Motie van de leden Rudmer Heerema en Westerveld over de effectiviteit van samenwerkingsverbanden
Passend onderwijs
Motie
Nummer: 2019D29548, datum: 2019-07-04, bijgewerkt: 2024-02-19 10:56, versie: 3
Directe link naar document (.pdf), link naar pagina op de Tweede Kamer site, officiële HTML versie (kst-31497-314).
Gerelateerde personen:- Eerste ondertekenaar: R.J. (Rudmer) Heerema, Tweede Kamerlid (Ooit VVD kamerlid)
- Mede ondertekenaar: E.M. Westerveld, Tweede Kamerlid (GroenLinks-PvdA)
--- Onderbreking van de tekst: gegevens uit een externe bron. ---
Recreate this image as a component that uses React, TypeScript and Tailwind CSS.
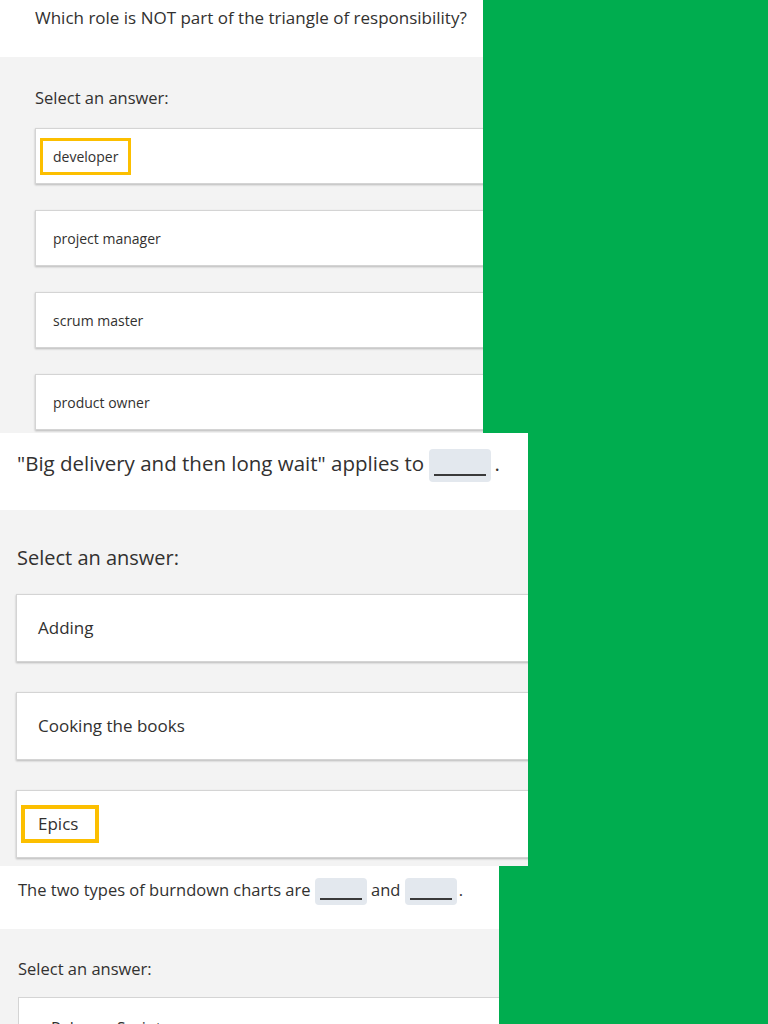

Onderdeel van kamerstukdossier 31497 -314 Passend onderwijs.
Onderdeel van zaak 2019Z14414:
- Indiener: R.J. (Rudmer) Heerema, Tweede Kamerlid
- Medeindiener: E.M. Westerveld, Tweede Kamerlid
- Voortouwcommissie: TK
- 2019-07-04 02:25: Einde avondvergadering: Stemmingen (Stemmingen), TK
- 2019-07-04 11:55: VAO Passend onderwijs (AO d.d. 26/06) (Plenair debat (tweeminutendebat)), TK
Preview document (🔗 origineel)
Tweede Kamer der Staten-Generaal | 2 |
Vergaderjaar 2018-2019 |
31 497 Passend onderwijs
Nr. 314 MOTIE VAN DE LEDEN RUDMER HEEREMA EN WESTERVELD
Voorgesteld 4 juli 2019
De Kamer,
gehoord de beraadslaging,
constaterende dat door de vrijheid die gepaard gaat met de Wet passend onderwijs samenwerkingsverbanden een heel verschillend aanbod aan ondersteuning aanbieden;
tevens constaterende dat ouders verhuizen of kinderen bij opa en oma worden ingeschreven om een passend onderwijsaanbod te kunnen krijgen en het voor kinderen dus daadwerkelijk uitmaakt waar ze wonen en onder welk samenwerkingsverband ze vallen of er een passend onderwijsaanbod verzorgd kan worden;
overwegende dat het niet uit zou moeten maken waar een kind woont om de juiste onderwijsondersteuning te krijgen;
tevens overwegende dat er samenwerkingsverbanden zijn die kwalitatief goed werken en er samenwerkingsverbanden zijn die nog een ruime groeipotentie hebben;
verzoekt de regering, om bij de evaluatie passend onderwijs in kaart te brengen hoe effectief samenwerkingsverbanden opereren, welke verschillen er tussen samenwerkingsverbanden zijn, onder meer wat betreft aanbod en organisatievorm, en hoe de vereveningsopgave eruitziet ten opzichte van de reserveposities;
verzoekt de regering tevens, om daarbij op basis van de evaluatieonderzoeken en de ervaringen met samenwerkingsverbanden te onderzoeken welke verschillende organisatiemogelijkheden er zijn om passend onderwijs zo goed mogelijk vorm te kunnen geven,
en gaat over tot de orde van de dag.